REQUIRED TASK ::
Exclude the pictures and reproduce the remaining data exactly as written.
- - - -
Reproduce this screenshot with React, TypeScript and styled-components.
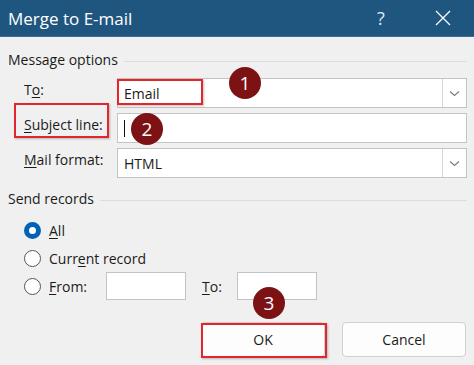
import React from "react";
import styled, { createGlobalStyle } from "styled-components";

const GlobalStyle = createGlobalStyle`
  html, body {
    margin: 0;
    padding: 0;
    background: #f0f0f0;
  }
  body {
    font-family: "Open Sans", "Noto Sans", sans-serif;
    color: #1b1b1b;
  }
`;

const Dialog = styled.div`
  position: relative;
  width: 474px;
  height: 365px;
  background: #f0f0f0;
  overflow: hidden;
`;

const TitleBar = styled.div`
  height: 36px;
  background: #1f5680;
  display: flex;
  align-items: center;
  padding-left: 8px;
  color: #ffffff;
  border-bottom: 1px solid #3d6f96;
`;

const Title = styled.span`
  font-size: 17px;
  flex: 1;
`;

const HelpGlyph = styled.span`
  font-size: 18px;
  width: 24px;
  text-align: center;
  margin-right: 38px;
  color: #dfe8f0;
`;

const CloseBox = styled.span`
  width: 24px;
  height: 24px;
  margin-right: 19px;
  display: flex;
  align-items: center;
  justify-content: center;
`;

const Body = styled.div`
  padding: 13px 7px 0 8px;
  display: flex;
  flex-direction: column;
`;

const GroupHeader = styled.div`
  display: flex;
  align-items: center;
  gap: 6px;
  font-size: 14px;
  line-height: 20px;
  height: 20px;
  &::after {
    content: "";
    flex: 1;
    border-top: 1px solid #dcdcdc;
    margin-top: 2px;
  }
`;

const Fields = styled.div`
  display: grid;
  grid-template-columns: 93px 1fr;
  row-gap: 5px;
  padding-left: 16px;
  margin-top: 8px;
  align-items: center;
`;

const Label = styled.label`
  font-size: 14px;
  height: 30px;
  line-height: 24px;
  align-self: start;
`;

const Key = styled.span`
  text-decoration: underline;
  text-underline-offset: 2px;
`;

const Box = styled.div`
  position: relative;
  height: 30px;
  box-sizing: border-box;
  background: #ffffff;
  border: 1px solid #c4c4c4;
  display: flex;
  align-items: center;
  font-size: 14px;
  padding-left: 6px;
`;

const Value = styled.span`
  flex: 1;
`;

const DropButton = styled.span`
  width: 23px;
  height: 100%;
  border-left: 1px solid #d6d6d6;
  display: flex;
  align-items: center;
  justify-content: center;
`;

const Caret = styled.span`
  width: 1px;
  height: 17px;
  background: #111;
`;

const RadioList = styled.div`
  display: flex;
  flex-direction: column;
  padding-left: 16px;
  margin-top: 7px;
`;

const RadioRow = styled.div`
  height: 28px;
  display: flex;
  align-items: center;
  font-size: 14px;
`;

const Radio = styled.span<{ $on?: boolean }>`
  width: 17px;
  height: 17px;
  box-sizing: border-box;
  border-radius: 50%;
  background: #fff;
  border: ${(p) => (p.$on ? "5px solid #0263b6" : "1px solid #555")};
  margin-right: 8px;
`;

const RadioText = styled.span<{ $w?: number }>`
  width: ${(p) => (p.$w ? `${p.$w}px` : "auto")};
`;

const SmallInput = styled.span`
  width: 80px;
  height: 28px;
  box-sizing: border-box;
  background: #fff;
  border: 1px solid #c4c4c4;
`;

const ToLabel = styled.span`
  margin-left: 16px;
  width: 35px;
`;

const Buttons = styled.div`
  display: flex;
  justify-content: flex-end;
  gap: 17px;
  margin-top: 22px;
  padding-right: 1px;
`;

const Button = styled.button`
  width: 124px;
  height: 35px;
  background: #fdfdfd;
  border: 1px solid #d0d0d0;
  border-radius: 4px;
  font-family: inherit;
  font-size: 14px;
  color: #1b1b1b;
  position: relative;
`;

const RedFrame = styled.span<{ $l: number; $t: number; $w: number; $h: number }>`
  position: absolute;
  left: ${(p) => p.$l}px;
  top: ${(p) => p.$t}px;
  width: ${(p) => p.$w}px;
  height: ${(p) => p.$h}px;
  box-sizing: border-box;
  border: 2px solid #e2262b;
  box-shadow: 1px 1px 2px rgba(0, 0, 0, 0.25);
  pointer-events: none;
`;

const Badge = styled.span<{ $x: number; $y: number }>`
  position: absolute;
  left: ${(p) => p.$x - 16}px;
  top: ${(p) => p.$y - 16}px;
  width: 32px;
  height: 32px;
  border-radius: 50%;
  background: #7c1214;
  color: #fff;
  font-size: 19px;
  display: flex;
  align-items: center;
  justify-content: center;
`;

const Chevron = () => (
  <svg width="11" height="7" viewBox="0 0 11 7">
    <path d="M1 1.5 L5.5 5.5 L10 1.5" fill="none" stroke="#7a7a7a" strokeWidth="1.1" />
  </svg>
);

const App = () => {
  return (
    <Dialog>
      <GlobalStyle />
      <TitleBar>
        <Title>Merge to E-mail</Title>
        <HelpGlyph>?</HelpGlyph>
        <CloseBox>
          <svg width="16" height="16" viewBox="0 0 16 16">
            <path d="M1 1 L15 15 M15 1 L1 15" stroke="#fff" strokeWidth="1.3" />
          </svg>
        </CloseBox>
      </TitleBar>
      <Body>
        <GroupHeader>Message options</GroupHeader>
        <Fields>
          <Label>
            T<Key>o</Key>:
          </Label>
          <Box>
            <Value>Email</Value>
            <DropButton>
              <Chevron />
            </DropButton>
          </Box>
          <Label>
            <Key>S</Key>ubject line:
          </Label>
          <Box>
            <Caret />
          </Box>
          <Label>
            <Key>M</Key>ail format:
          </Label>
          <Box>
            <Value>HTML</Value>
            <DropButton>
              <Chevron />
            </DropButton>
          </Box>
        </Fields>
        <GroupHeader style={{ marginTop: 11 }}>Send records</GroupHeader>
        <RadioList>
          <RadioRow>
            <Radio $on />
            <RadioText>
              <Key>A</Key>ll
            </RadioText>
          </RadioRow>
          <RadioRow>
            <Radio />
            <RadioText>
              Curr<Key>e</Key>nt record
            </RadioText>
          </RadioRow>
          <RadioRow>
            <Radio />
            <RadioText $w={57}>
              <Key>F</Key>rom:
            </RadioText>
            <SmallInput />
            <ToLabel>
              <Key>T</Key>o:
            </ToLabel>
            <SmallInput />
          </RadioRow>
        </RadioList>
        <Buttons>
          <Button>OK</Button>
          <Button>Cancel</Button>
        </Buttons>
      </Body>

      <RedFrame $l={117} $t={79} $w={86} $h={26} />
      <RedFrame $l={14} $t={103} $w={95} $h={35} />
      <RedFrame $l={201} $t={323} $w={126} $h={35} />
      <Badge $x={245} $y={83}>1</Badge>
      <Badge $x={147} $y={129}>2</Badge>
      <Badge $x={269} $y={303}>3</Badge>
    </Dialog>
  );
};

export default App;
- - - -
EXERCISE ANSWER ::
Reproduce this screenshot with React, TypeScript and styled-components.
import React from "react";
import styled, { createGlobalStyle } from "styled-components";

const GlobalStyle = createGlobalStyle`
  html, body {
    margin: 0;
    padding: 0;
    background: #f0f0f0;
  }
  body {
    font-family: "Open Sans", "Noto Sans", sans-serif;
    color: #1b1b1b;
  }
`;

const Dialog = styled.div`
  position: relative;
  width: 474px;
  height: 365px;
  background: #f0f0f0;
  overflow: hidden;
`;

const TitleBar = styled.div`
  height: 36px;
  background: #1f5680;
  display: flex;
  align-items: center;
  padding-left: 8px;
  color: #ffffff;
  border-bottom: 1px solid #3d6f96;
`;

const Title = styled.span`
  font-size: 17px;
  flex: 1;
`;

const HelpGlyph = styled.span`
  font-size: 18px;
  width: 24px;
  text-align: center;
  margin-right: 38px;
  color: #dfe8f0;
`;

const CloseBox = styled.span`
  width: 24px;
  height: 24px;
  margin-right: 19px;
  display: flex;
  align-items: center;
  justify-content: center;
`;

const Body = styled.div`
  padding: 13px 7px 0 8px;
  display: flex;
  flex-direction: column;
`;

const GroupHeader = styled.div`
  display: flex;
  align-items: center;
  gap: 6px;
  font-size: 14px;
  line-height: 20px;
  height: 20px;
  &::after {
    content: "";
    flex: 1;
    border-top: 1px solid #dcdcdc;
    margin-top: 2px;
  }
`;

const Fields = styled.div`
  display: grid;
  grid-template-columns: 93px 1fr;
  row-gap: 5px;
  padding-left: 16px;
  margin-top: 8px;
  align-items: center;
`;

const Label = styled.label`
  font-size: 14px;
  height: 30px;
  line-height: 24px;
  align-self: start;
`;

const Key = styled.span`
  text-decoration: underline;
  text-underline-offset: 2px;
`;

const Box = styled.div`
  position: relative;
  height: 30px;
  box-sizing: border-box;
  background: #ffffff;
  border: 1px solid #c4c4c4;
  display: flex;
  align-items: center;
  font-size: 14px;
  padding-left: 6px;
`;

const Value = styled.span`
  flex: 1;
`;

const DropButton = styled.span`
  width: 23px;
  height: 100%;
  border-left: 1px solid #d6d6d6;
  display: flex;
  align-items: center;
  justify-content: center;
`;

const Caret = styled.span`
  width: 1px;
  height: 17px;
  background: #111;
`;

const RadioList = styled.div`
  display: flex;
  flex-direction: column;
  padding-left: 16px;
  margin-top: 7px;
`;

const RadioRow = styled.div`
  height: 28px;
  display: flex;
  align-items: center;
  font-size: 14px;
`;

const Radio = styled.span<{ $on?: boolean }>`
  width: 17px;
  height: 17px;
  box-sizing: border-box;
  border-radius: 50%;
  background: #fff;
  border: ${(p) => (p.$on ? "5px solid #0263b6" : "1px solid #555")};
  margin-right: 8px;
`;

const RadioText = styled.span<{ $w?: number }>`
  width: ${(p) => (p.$w ? `${p.$w}px` : "auto")};
`;

const SmallInput = styled.span`
  width: 80px;
  height: 28px;
  box-sizing: border-box;
  background: #fff;
  border: 1px solid #c4c4c4;
`;

const ToLabel = styled.span`
  margin-left: 16px;
  width: 35px;
`;

const Buttons = styled.div`
  display: flex;
  justify-content: flex-end;
  gap: 17px;
  margin-top: 22px;
  padding-right: 1px;
`;

const Button = styled.button`
  width: 124px;
  height: 35px;
  background: #fdfdfd;
  border: 1px solid #d0d0d0;
  border-radius: 4px;
  font-family: inherit;
  font-size: 14px;
  color: #1b1b1b;
  position: relative;
`;

const RedFrame = styled.span<{ $l: number; $t: number; $w: number; $h: number }>`
  position: absolute;
  left: ${(p) => p.$l}px;
  top: ${(p) => p.$t}px;
  width: ${(p) => p.$w}px;
  height: ${(p) => p.$h}px;
  box-sizing: border-box;
  border: 2px solid #e2262b;
  box-shadow: 1px 1px 2px rgba(0, 0, 0, 0.25);
  pointer-events: none;
`;

const Badge = styled.span<{ $x: number; $y: number }>`
  position: absolute;
  left: ${(p) => p.$x - 16}px;
  top: ${(p) => p.$y - 16}px;
  width: 32px;
  height: 32px;
  border-radius: 50%;
  background: #7c1214;
  color: #fff;
  font-size: 19px;
  display: flex;
  align-items: center;
  justify-content: center;
`;

const Chevron = () => (
  <svg width="11" height="7" viewBox="0 0 11 7">
    <path d="M1 1.5 L5.5 5.5 L10 1.5" fill="none" stroke="#7a7a7a" strokeWidth="1.1" />
  </svg>
);

const App = () => {
  return (
    <Dialog>
      <GlobalStyle />
      <TitleBar>
        <Title>Merge to E-mail</Title>
        <HelpGlyph>?</HelpGlyph>
        <CloseBox>
          <svg width="16" height="16" viewBox="0 0 16 16">
            <path d="M1 1 L15 15 M15 1 L1 15" stroke="#fff" strokeWidth="1.3" />
          </svg>
        </CloseBox>
      </TitleBar>
      <Body>
        <GroupHeader>Message options</GroupHeader>
        <Fields>
          <Label>
            T<Key>o</Key>:
          </Label>
          <Box>
            <Value>Email</Value>
            <DropButton>
              <Chevron />
            </DropButton>
          </Box>
          <Label>
            <Key>S</Key>ubject line:
          </Label>
          <Box>
            <Caret />
          </Box>
          <Label>
            <Key>M</Key>ail format:
          </Label>
          <Box>
            <Value>HTML</Value>
            <DropButton>
              <Chevron />
            </DropButton>
          </Box>
        </Fields>
        <GroupHeader style={{ marginTop: 11 }}>Send records</GroupHeader>
        <RadioList>
          <RadioRow>
            <Radio $on />
            <RadioText>
              <Key>A</Key>ll
            </RadioText>
          </RadioRow>
          <RadioRow>
            <Radio />
            <RadioText>
              Curr<Key>e</Key>nt record
            </RadioText>
          </RadioRow>
          <RadioRow>
            <Radio />
            <RadioText $w={57}>
              <Key>F</Key>rom:
            </RadioText>
            <SmallInput />
            <ToLabel>
              <Key>T</Key>o:
            </ToLabel>
            <SmallInput />
          </RadioRow>
        </RadioList>
        <Buttons>
          <Button>OK</Button>
          <Button>Cancel</Button>
        </Buttons>
      </Body>

      <RedFrame $l={117} $t={79} $w={86} $h={26} />
      <RedFrame $l={14} $t={103} $w={95} $h={35} />
      <RedFrame $l={201} $t={323} $w={126} $h={35} />
      <Badge $x={245} $y={83}>1</Badge>
      <Badge $x={147} $y={129}>2</Badge>
      <Badge $x={269} $y={303}>3</Badge>
    </Dialog>
  );
};

export default App;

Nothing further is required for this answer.